The regulatory push away from steel has a downstream effect that shows up the first time a vehicle needs body work. Steel is forgiving. A skilled technician can straighten a dented steel panel with relatively common tools, and welding steel is a routine repair-shop skill. Aluminum is a different story. It requires dedicated tools, separate work areas to avoid cross-contamination with steel dust, and technicians trained in specialized welding and bonding techniques. Repair costs for aluminum body panels run noticeably higher than comparable steel repairs.
Carbon-fiber components take this even further. Damaged carbon fiber can sometimes be repaired using techniques like scarfed (tapered) patches cured with vacuum pumps and hot bonders, but the process demands training and equipment that many shops do not have. When the damage is severe enough, the entire component typically needs replacement rather than repair, and carbon-fiber parts are expensive to manufacture.

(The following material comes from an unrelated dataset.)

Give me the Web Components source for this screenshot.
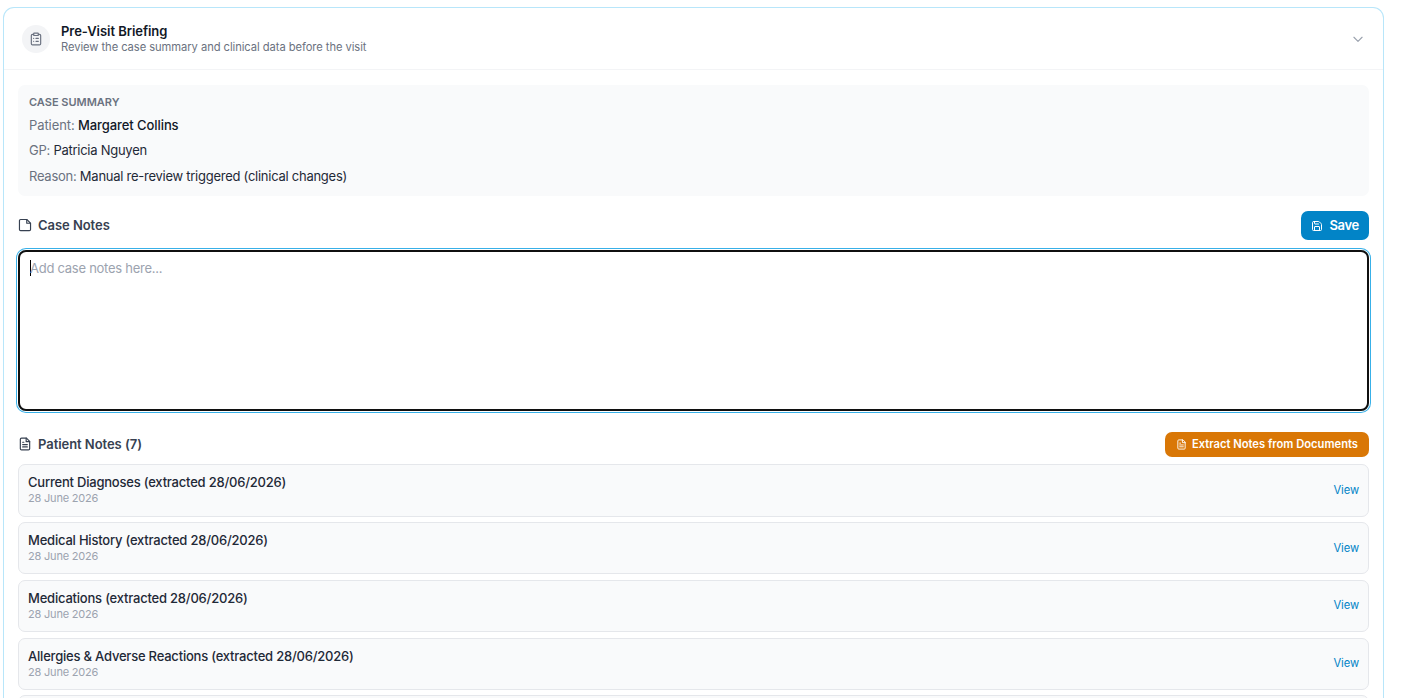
<!DOCTYPE html>
<html lang="en">
<head>
<meta charset="utf-8">
<title>Pre-Visit Briefing</title>
<style>
  body {
    margin: 0;
    height: 698px;
    overflow: hidden;
    background: #fff;
    color: #1f2937;
    font-family: Inter, "Liberation Sans", sans-serif;
    font-size: 13px;
  }

  .patient {
    color: #111827;
    font-weight: 500;
    letter-spacing: -0.08px;
  }

  .case-bar {
    height: 29px;
    margin-top: 15px;
  }

  .patient-bar {
    height: 25px;
    margin-top: 21px;
  }

  .extract {
    --btn-bg: #d97706;
    --btn-padding: 0 11px 0 11px;
    --btn-height: 25px;
    --btn-gap: 5px;
    --btn-icon: 11px;
    --btn-lift: 2px;
    font-size: 11.2px;
    letter-spacing: 0;
  }
</style>
</head>
<body>
<briefing-card heading="Pre-Visit Briefing" subheading="Review the case summary and clinical data before the visit">
  <case-summary>
    <summary-row class="patient" label="Patient:">Margaret Collins</summary-row>
    <summary-row label="GP:">Patricia Nguyen</summary-row>
    <summary-row label="Reason:">Manual re-review triggered (clinical changes)</summary-row>
  </case-summary>
  <section-bar class="case-bar" icon="note" heading="Case Notes">
    <action-button icon="save">Save</action-button>
  </section-bar>
  <notes-field placeholder="Add case notes here..."></notes-field>
  <section-bar class="patient-bar" icon="document" heading="Patient Notes (7)">
    <action-button class="extract" icon="document">Extract Notes from Documents</action-button>
  </section-bar>
  <note-list>
    <note-item date="28 June 2026">Current Diagnoses (extracted 28/06/2026)</note-item>
    <note-item date="28 June 2026">Medical History (extracted 28/06/2026)</note-item>
    <note-item date="28 June 2026">Medications (extracted 28/06/2026)</note-item>
    <note-item date="28 June 2026">Allergies &amp; Adverse Reactions (extracted 28/06/2026)</note-item>
    <note-item></note-item>
  </note-list>
</briefing-card>

<script>
const ICONS = {
  clipboard: `<rect x="8" y="2" width="8" height="4" rx="1"/>
    <path d="M16 4h2a2 2 0 0 1 2 2v14a2 2 0 0 1-2 2H6a2 2 0 0 1-2-2V6a2 2 0 0 1 2-2h2M12 11h4M12 16h4M8 11h.01M8 16h.01"/>`,
  note: `<path d="M15 2.500H4.500a2 2 0 0 0-2 2v15a2 2 0 0 0 2 2h15a2 2 0 0 0 2-2V9z"/><path d="M15 2.500V9h6.500"/>`,
  document: `<path d="M14.5 2H6a2 2 0 0 0-2 2v16a2 2 0 0 0 2 2h12a2 2 0 0 0 2-2V7.500z"/>
    <path d="M14 2v6h6M16 13H8M16 17H8M10 9H8"/>`,
  save: `<path d="M15.200 3a2 2 0 0 1 1.400.6l3.800 3.800a2 2 0 0 1 .6 1.400V19a2 2 0 0 1-2 2H5a2 2 0 0 1-2-2V5a2 2 0 0 1 2-2z"/>
    <path d="M17 21v-7a1 1 0 0 0-1-1H8a1 1 0 0 0-1 1v7M7 3v4a1 1 0 0 0 1 1h7"/>`,
  chevron: `<path d="m5 9 7 7 7-7"/>`,
};

function mount(element, markup) {
  const template = document.createElement('template');
  template.innerHTML = markup;
  element.attachShadow({mode: 'open'});
  element.shadowRoot.appendChild(template.content.cloneNode(true));
}

class UiIcon extends HTMLElement {
  connectedCallback() {
    mount(this, `
      <style>
        :host { display: block; flex: none; width: 14px; height: 14px; }
        svg { display: block; width: 100%; height: 100%; }
      </style>
      <svg viewBox="0 0 24 24" fill="none" stroke="currentColor" stroke-width="2"
        stroke-linecap="round" stroke-linejoin="round">${ICONS[this.getAttribute('name')]}</svg>`);
  }
}

class BriefingCard extends HTMLElement {
  connectedCallback() {
    mount(this, `
      <style>
        :host {
          display: block;
          box-sizing: border-box;
          width: 1381px;
          height: 691px;
          margin: 7px 0 0 3px;
          overflow: hidden;
          border: 1px solid #b8e6fa;
          border-bottom: 0;
          border-radius: 11px 11px 0 0;
        }
        header {
          display: flex;
          align-items: center;
          box-sizing: border-box;
          height: 62px;
          padding: 0 18px;
          border-bottom: 1px solid #f3f4f6;
        }
        .badge {
          display: grid;
          place-items: center;
          width: 28px;
          height: 28px;
          margin-right: 11px;
          border-radius: 50%;
          background: #f3f4f6;
          color: #6b7280;
        }
        .titles { flex: 1; padding-bottom: 1px; }
        h2 {
          margin: 0;
          color: #111827;
          font-size: 13px;
          font-weight: 600;
          line-height: 17px;
          letter-spacing: -0.05px;
        }
        p {
          margin: 0;
          color: #6b7280;
          font-size: 11.2px;
          line-height: 14px;
          letter-spacing: -0.065px;
        }
        .chevron { width: 14px; height: 14px; color: #9ca3af; }
        main { padding: 15px 14px 0; }
      </style>
      <header>
        <div class="badge"><ui-icon name="clipboard"></ui-icon></div>
        <div class="titles">
          <h2>${this.getAttribute('heading')}</h2>
          <p>${this.getAttribute('subheading')}</p>
        </div>
        <ui-icon class="chevron" name="chevron"></ui-icon>
      </header>
      <main><slot></slot></main>`);
  }
}

class CaseSummary extends HTMLElement {
  connectedCallback() {
    mount(this, `
      <style>
        :host {
          display: block;
          box-sizing: border-box;
          height: 111px;
          padding: 10px 11px;
          border-radius: 7px;
          background: #f9fafb;
        }
        h3 {
          margin: 0 0 4px;
          color: #6b7280;
          font-size: 11px;
          font-weight: 600;
          line-height: 14px;
        }
      </style>
      <h3>CASE SUMMARY</h3>
      <slot></slot>`);
  }
}

class SummaryRow extends HTMLElement {
  connectedCallback() {
    mount(this, `
      <style>
        :host { display: block; line-height: 25.4px; letter-spacing: -0.26px; }
        span { color: #6b7280; font-weight: 400; }
      </style>
      <span>${this.getAttribute('label')}</span> <slot></slot>`);
  }
}

class SectionBar extends HTMLElement {
  connectedCallback() {
    mount(this, `
      <style>
        :host { display: flex; align-items: center; gap: 6px; color: #374151; }
        h3 {
          flex: 1;
          margin: 0;
          padding-bottom: 2px;
          font-size: 13px;
          font-weight: 600;
          line-height: 18px;
          letter-spacing: -0.05px;
        }
        ui-icon { padding-bottom: 1px; }
      </style>
      <ui-icon name="${this.getAttribute('icon')}"></ui-icon>
      <h3>${this.getAttribute('heading')}</h3>
      <slot></slot>`);
  }
}

class ActionButton extends HTMLElement {
  connectedCallback() {
    mount(this, `
      <style>
        :host { display: block; font-weight: 600; letter-spacing: -0.3px; }
        button {
          display: flex;
          align-items: center;
          gap: var(--btn-gap, 6px);
          height: var(--btn-height, 29px);
          padding: var(--btn-padding, 0 10px);
          border: 0;
          border-radius: 7px;
          background: var(--btn-bg, #0284c7);
          color: #fff;
          font: inherit;
          letter-spacing: inherit;
        }
        ui-icon { width: var(--btn-icon, 12px); height: var(--btn-icon, 12px); }
        span { padding-bottom: var(--btn-lift, 2px); }
      </style>
      <button>
        <ui-icon name="${this.getAttribute('icon')}"></ui-icon>
        <span><slot></slot></span>
      </button>`);
  }
}

class NotesField extends HTMLElement {
  connectedCallback() {
    mount(this, `
      <style>
        :host {
          display: flex;
          box-sizing: border-box;
          height: 161px;
          margin-top: 10px;
          padding: 8px 10px;
          border: 2px solid #101010;
          border-radius: 8px;
          box-shadow: 0 0 0 1px #fff, 0 0 0 2px #38b0e8;
          color: #9ca3af;
          line-height: 16px;
          letter-spacing: -0.26px;
        }
        i { width: 1px; height: 16px; margin-right: -1px; background: #000; }
      </style>
      <i></i><span>${this.getAttribute('placeholder')}</span>`);
  }
}

class NoteList extends HTMLElement {
  connectedCallback() {
    mount(this, `
      <style>
        :host { display: grid; gap: 5.37px; margin-top: 7px; }
      </style>
      <slot></slot>`);
  }
}

class NoteItem extends HTMLElement {
  connectedCallback() {
    const date = this.getAttribute('date');
    mount(this, `
      <style>
        :host {
          display: flex;
          align-items: center;
          justify-content: space-between;
          box-sizing: border-box;
          height: 52.5px;
          padding: 0 9px 1px;
          border: 1px solid #e5e7eb;
          border-radius: 7px;
          background: #f9fafb;
        }
        .title { font-weight: 500; line-height: 17px; letter-spacing: -0.21px; }
        .date { color: #9ca3af; font-size: 11px; line-height: 14px; letter-spacing: -0.2px; }
        a { color: #0284c7; font-size: 11.2px; letter-spacing: -0.1px; }
      </style>
      <div>
        <div class="title"><slot></slot></div>
        ${date ? `<div class="date">${date}</div>` : ''}
      </div>
      ${date ? '<a>View</a>' : ''}`);
  }
}

window.customElements.define('ui-icon', UiIcon);
window.customElements.define('briefing-card', BriefingCard);
window.customElements.define('case-summary', CaseSummary);
window.customElements.define('summary-row', SummaryRow);
window.customElements.define('section-bar', SectionBar);
window.customElements.define('action-button', ActionButton);
window.customElements.define('notes-field', NotesField);
window.customElements.define('note-list', NoteList);
window.customElements.define('note-item', NoteItem);
</script>
</body>
</html>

None of this means lighter vehicles are worse for consumers overall. Better fuel economy saves money at the pump every week, and the safety performance of modern lightweight vehicles matches or exceeds their heavier predecessors. But the shift in materials does change the economics of ownership in ways that regulations alone don’t address. A fender-bender that would have cost a few hundred dollars to fix on a steel-bodied car from 2005 can easily cost several times that on an aluminum-intensive vehicle today. Insurance premiums have adjusted accordingly in many cases.